The delicate, enchanting Janet Gaynor stars as Esther Blodgett, a farm girl in North Dakota obsessed with the movies. Enabled by a gift from her grandmother (May Robson) to try her luck in Hollywood, she sets out to become a famous actress. But upon arriving she finds that even work as an extra is hard to come by, and her chances of making it on the big screen are essentially nonexistent.
Discouraged, she strikes up a friendship with similarly unemployed assistant director Danny McGuire (Andy Devine), whose few industry connections help land Esther her first gig — as a waitress at a wrap party. But an encounter with a charmed Norman Maine (Fredric March), one of Esther’s screen idols, sets her on the path to stardom. A simple camera test and a one-line part soon give way to a starring role opposite Maine, and Esther — rebranded as Vicki Lester, a wholesome girl next door type — becomes a star nearly overnight. But the euphoria of silver screen success is fleeting.

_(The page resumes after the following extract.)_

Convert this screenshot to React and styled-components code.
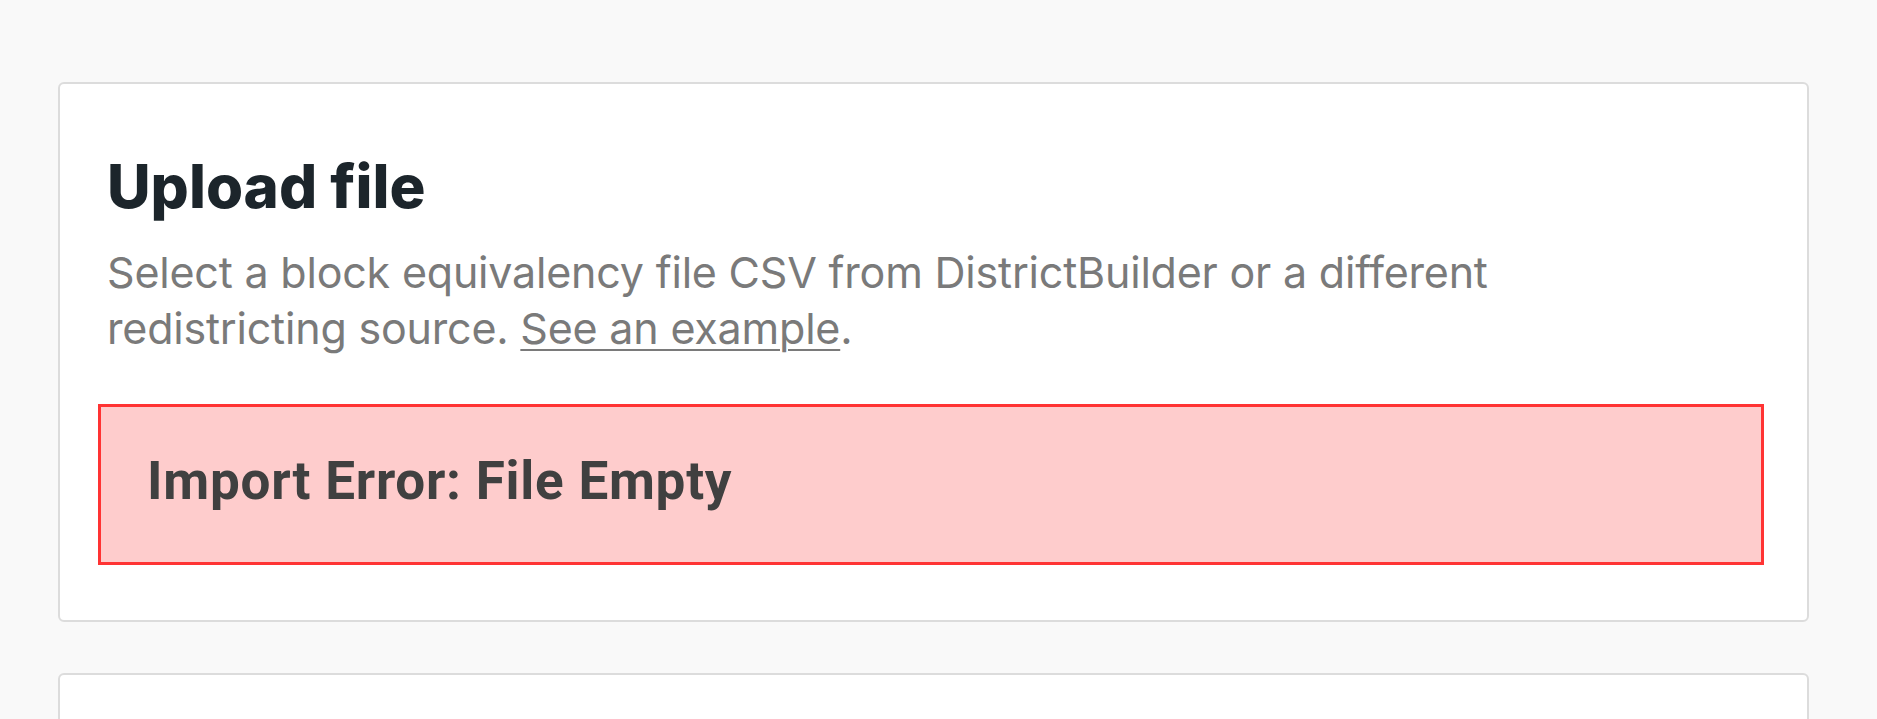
import React from "react";
import styled, { createGlobalStyle } from "styled-components";

const GlobalStyle = createGlobalStyle`
  html, body {
    margin: 0;
    padding: 0;
    background: #f9f9f9;
    font-family: Inter, "Noto Sans", sans-serif;
  }
`;

const Page = styled.main`
  padding: 82px 68px 0 58px;
  display: flex;
  flex-direction: column;
  gap: 51px;
  height: 719px;
  overflow: hidden;
  box-sizing: border-box;
`;

const Card = styled.section`
  background: #fff;
  border: 2px solid #dcdcdc;
  border-radius: 6px;
  padding: ${props => (props.empty ? "0" : "66px 43px 55px 38px")};
  min-height: ${props => (props.empty ? "200px" : "auto")};
  flex-shrink: 0;
`;

const Intro = styled.div`
  padding-left: 9px;
  margin-bottom: 48px;
`;

const Title = styled.h2`
  margin: 0 0 22px;
  font-size: 60px;
  line-height: 72px;
  font-weight: 800;
  color: #1c252b;
`;

const Lead = styled.p`
  margin: 0;
  max-width: 1420px;
  font-size: 43px;
  line-height: 56px;
  letter-spacing: -0.2px;
  color: #7a7a7a;
`;

const Link = styled.a`
  color: inherit;
  text-decoration: underline;
  text-underline-offset: 5px;
  text-decoration-thickness: 2px;
`;

const ErrorBox = styled.div`
  background: #fecccc;
  border: 3px solid #ff3333;
  padding: 42px 48px 49px 46px;
  font-family: Roboto, "Liberation Sans", sans-serif;
  font-weight: 700;
  font-size: 53px;
  line-height: 64px;
  letter-spacing: 0.75px;
  color: #404040;
`;

const App = () => (
  <>
    <GlobalStyle />
    <Page>
      <Card>
        <Intro>
          <Title>Upload file</Title>
          <Lead>
            Select a block equivalency file CSV from DistrictBuilder or a different
            redistricting source. <Link href="#">See an example</Link>.
          </Lead>
        </Intro>
        <ErrorBox>Import Error: File Empty</ErrorBox>
      </Card>
      <Card empty />
    </Page>
  </>
);

export default App;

One of the greatest strengths of A Star is Born is it doesn’t play strictly as a cautionary tale. While Esther undergoes a significant, mythologizing makeover to be considered an adequate celebrity, she isn’t obviously fundamentally changed. Rather, the opposite side of her success is played out by Norman, whose career is crumbling thanks to changing tastes and his never-quite-conquered alcoholism. As a romance between Esther and Norman blossoms, his stardom evaporates while her popularity soars through the roof.